The above calculates 222 molecular descriptors (23 1D and 200 2D).

The additional 65 three-dimensional (3D) descriptors may be obtained with the following: :warning: Molecules are required to have conformers for 3D descriptors to be calculated.
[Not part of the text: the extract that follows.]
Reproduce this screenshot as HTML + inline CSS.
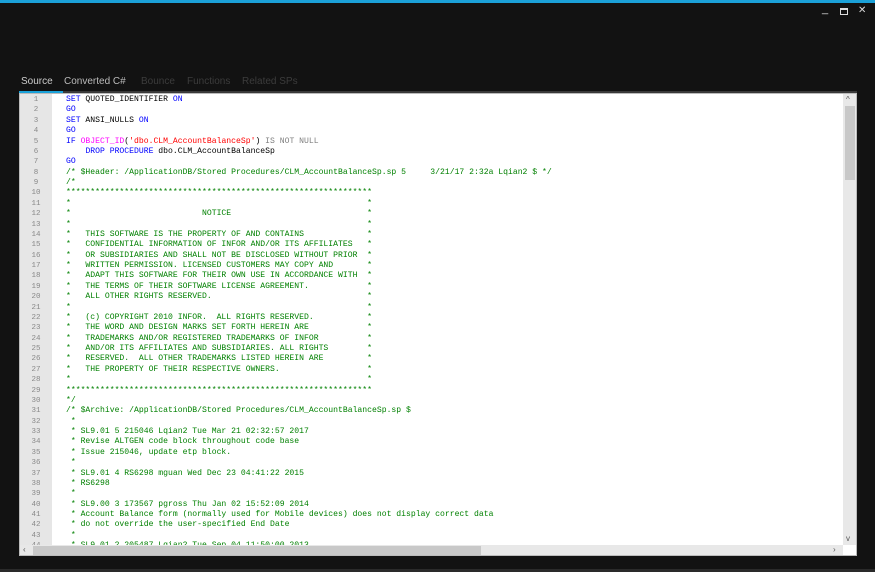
<!DOCTYPE html>
<html><head><meta charset="utf-8"><style>
*{margin:0;padding:0;box-sizing:border-box}
body{width:875px;height:572px;background:#121212;position:relative;overflow:hidden;font-family:"Liberation Sans",sans-serif}
.top{position:absolute;left:0;top:0;width:875px;height:3px;background:#1ba1d8}
.wc{position:absolute;top:6px;color:#ddd;font-size:11px}
.tabs{position:absolute;top:76px;left:21px;font-size:10px;color:#3c3c3c}
.tabs span{position:absolute;white-space:nowrap}
.tline{position:absolute;left:19px;top:91px;width:838px;height:2px;background:#3a3a3a}
.tsel{position:absolute;left:19px;top:91px;width:44px;height:2px;background:#1ba1d8}
.ed{position:absolute;left:19px;top:93px;width:838px;height:463px;background:#fff;overflow:hidden;border:1px solid #bbb}
.gut{position:absolute;left:0;top:0;width:32px;height:100%;background:#e6e6e6}
.ln{position:absolute;left:0;width:32px;text-align:center;font-family:"Liberation Mono",monospace;font-size:7.5px;color:#888;line-height:10.38px}
.cd{position:absolute;left:46px;font-family:"Liberation Mono",monospace;font-size:8.1px;line-height:10.38px;white-space:pre;color:#000}
.k{color:#0000ff}.c{color:#008000}.r{color:#ff0000}.f{color:#ff00ff}.g{color:#808080}
.vs{position:absolute;left:823px;top:0;width:13px;height:451px;background:#e8e8e8}
.vt{position:absolute;left:825px;top:12px;width:10px;height:74px;background:#c8c8c8}
.hs{position:absolute;left:0;top:451px;width:823px;height:11px;background:#e8e8e8}
.ht{position:absolute;left:13px;top:452px;width:448px;height:9px;background:#c8c8c8}
.ar{position:absolute;font-size:8px;color:#555}
</style></head><body>
<div class="top"></div>
<div class="wc" style="left:822px;top:3px">_</div>
<div style="position:absolute;left:840px;top:8px;width:8px;height:7px;border:1px solid #ddd;border-top-width:2px"></div>
<div class="wc" style="left:858px;top:5px;font-size:10px">✕</div>
<div class="tabs"><span style="left:0;color:#ccc">Source</span><span style="left:43px;color:#bbb">Converted C#</span><span style="left:120px">Bounce</span><span style="left:166px">Functions</span><span style="left:221px">Related SPs</span></div>
<div class="tline"></div><div class="tsel"></div>
<div class="ed">
<div class="gut"></div>
<div class="ln" style="top:1px">1<br>2<br>3<br>4<br>5<br>6<br>7<br>8<br>9<br>10<br>11<br>12<br>13<br>14<br>15<br>16<br>17<br>18<br>19<br>20<br>21<br>22<br>23<br>24<br>25<br>26<br>27<br>28<br>29<br>30<br>31<br>32<br>33<br>34<br>35<br>36<br>37<br>38<br>39<br>40<br>41<br>42<br>43<br>44</div>
<div class="cd" style="top:1px"><span class="k">SET</span> QUOTED_IDENTIFIER <span class="k">ON</span>
<span class="k">GO</span>
<span class="k">SET</span> ANSI_NULLS <span class="k">ON</span>
<span class="k">GO</span>
<span class="k">IF</span> <span class="f">OBJECT_ID</span>(<span class="r">'dbo.CLM_AccountBalanceSp'</span>) <span class="g">IS NOT NULL</span>
    <span class="k">DROP PROCEDURE</span> dbo.CLM_AccountBalanceSp
<span class="k">GO</span>
<span class="c">/* $Header: /ApplicationDB/Stored Procedures/CLM_AccountBalanceSp.sp 5     3/21/17 2:32a Lqian2 $ */
/*
***************************************************************
*                                                             *
*                           NOTICE                            *
*                                                             *
*   THIS SOFTWARE IS THE PROPERTY OF AND CONTAINS             *
*   CONFIDENTIAL INFORMATION OF INFOR AND/OR ITS AFFILIATES   *
*   OR SUBSIDIARIES AND SHALL NOT BE DISCLOSED WITHOUT PRIOR  *
*   WRITTEN PERMISSION. LICENSED CUSTOMERS MAY COPY AND       *
*   ADAPT THIS SOFTWARE FOR THEIR OWN USE IN ACCORDANCE WITH  *
*   THE TERMS OF THEIR SOFTWARE LICENSE AGREEMENT.            *
*   ALL OTHER RIGHTS RESERVED.                                *
*                                                             *
*   (c) COPYRIGHT 2010 INFOR.  ALL RIGHTS RESERVED.           *
*   THE WORD AND DESIGN MARKS SET FORTH HEREIN ARE            *
*   TRADEMARKS AND/OR REGISTERED TRADEMARKS OF INFOR          *
*   AND/OR ITS AFFILIATES AND SUBSIDIARIES. ALL RIGHTS        *
*   RESERVED.  ALL OTHER TRADEMARKS LISTED HEREIN ARE         *
*   THE PROPERTY OF THEIR RESPECTIVE OWNERS.                  *
*                                                             *
***************************************************************
*/
/* $Archive: /ApplicationDB/Stored Procedures/CLM_AccountBalanceSp.sp $
 *
 * SL9.01 5 215046 Lqian2 Tue Mar 21 02:32:57 2017
 * Revise ALTGEN code block throughout code base
 * Issue 215046, update etp block.
 *
 * SL9.01 4 RS6298 mguan Wed Dec 23 04:41:22 2015
 * RS6298
 *
 * SL9.00 3 173567 pgross Thu Jan 02 15:52:09 2014
 * Account Balance form (normally used for Mobile devices) does not display correct data
 * do not override the user-specified End Date
 *
 * SL9.01 2 205487 Lqian2 Tue Sep 04 11:50:00 2013</span></div>
<div class="vs"></div><div class="vt"></div>
<div class="ar" style="left:826px;top:1px">^</div>
<div class="ar" style="left:826px;top:440px">v</div>
<div class="hs"></div><div class="ht"></div>
<div class="ar" style="left:3px;top:451px">‹</div>
<div class="ar" style="left:813px;top:451px">›</div>
</div>
<div style="position:absolute;left:0;top:569px;width:875px;height:3px;background:#2a2a2a"></div>
</body></html>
from rdkit.Chem import AllChem

for mol in mols:
    _ = AllChem.EmbedMolecule(mol)

cdk = CDK(ignore_3D=False)
print(cdk.calculate(mols))

To obtain molecular fingerprint, one can used the following:

from CDK_pywrapper import CDK, FPType
cdk = CDK(fingerprint=.PubchemFP)
print(cdk.calculate(mols))

The following fingerprints can be calculated:

FPType Fingerprint name
FP CDK fingerprint
ExtFP Extended CDK fingerprint (includes 25 bits for ring features and isotopic masses)
EStateFP Electrotopological state fingerprint (79 bits)
GraphFP CDK fingerprinter ignoring bond orders
MACCSFP Public MACCS fingerprint
PubchemFP PubChem substructure fingerprint
SubFP Fingerprint describing 307 substructures
KRFP Klekota-Roth fingerprint
AP2DFP Atom pair 2D fingerprint as implemented in PaDEL
HybridFP CDK fingerprint ignoring aromaticity
LingoFP LINGO fingerprint
SPFP Fingerprint based on the shortest paths between two atoms
SigFP Signature fingerprint
CircFP Circular fingerprint

Documentation

class CDK(ignore_3D=True, fingerprint=None, nbits=1024, depth=6):

Constructor of a CDK calculator for molecular descriptors or fingerprints

Parameters:

  • ignore_3D : bool Should 3D molecular descriptors be calculated (default: False). Ignored if a fingerprint is set.
  • fingerprint : FPType
    Type of fingerprint to calculate (default: None). If None, calculate descriptors.
  • nbits : int
    Number of bits in the fingerprint.
  • depth : int
    Depth of the fingerprint.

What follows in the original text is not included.